Physical Review Special Topics. Accelerators and Beams (Sep 2002)
Experimental characterization of emittance growth induced by the nonuniform transverse laser distribution in a photoinjector
Abstract
The emittance of a high-brightness electron beam from a photoinjector is affected by the transverse and longitudinal distributions of the laser beam illuminating the cathode. A nonuniform laser beam generates a nonuniform electron-beam distribution that experiences emittance growth on a time scale of the plasma period. Experiments were performed at the Brookhaven Accelerator Test Facility to investigate the emittance growth due to transversely nonuniform laser beams.

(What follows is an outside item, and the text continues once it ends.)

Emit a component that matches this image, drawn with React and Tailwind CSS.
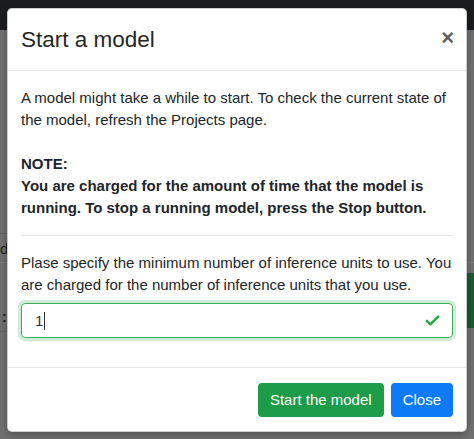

Laser masks were fabricated to generate various laser distributions. Significant emittance growth was observed as the laser distribution deviated strongly from a uniform distribution. For cylindrically symmetric, nonuniform distributions, experimental results agree with PARMELA simulations. The emittance dependence on the bunch charge is linear as a function of the bunch charge for both uniform and nonuniform beams. For a uniform beam, the emittance measurements agree well with the predictions from PARMELA simulations, but the analytical approach overestimates the results. For nonuniform beams, analytical estimates are about 70% of the measurements. For noncylindrically symmetric, nonuniform beams, we observed that the emittance is linearly proportional to the rms laser nonuniformity and the best emittance for a perfectly uniform beam is extrapolated to be 1.07±0.13 mm mrad at 0.5 nC.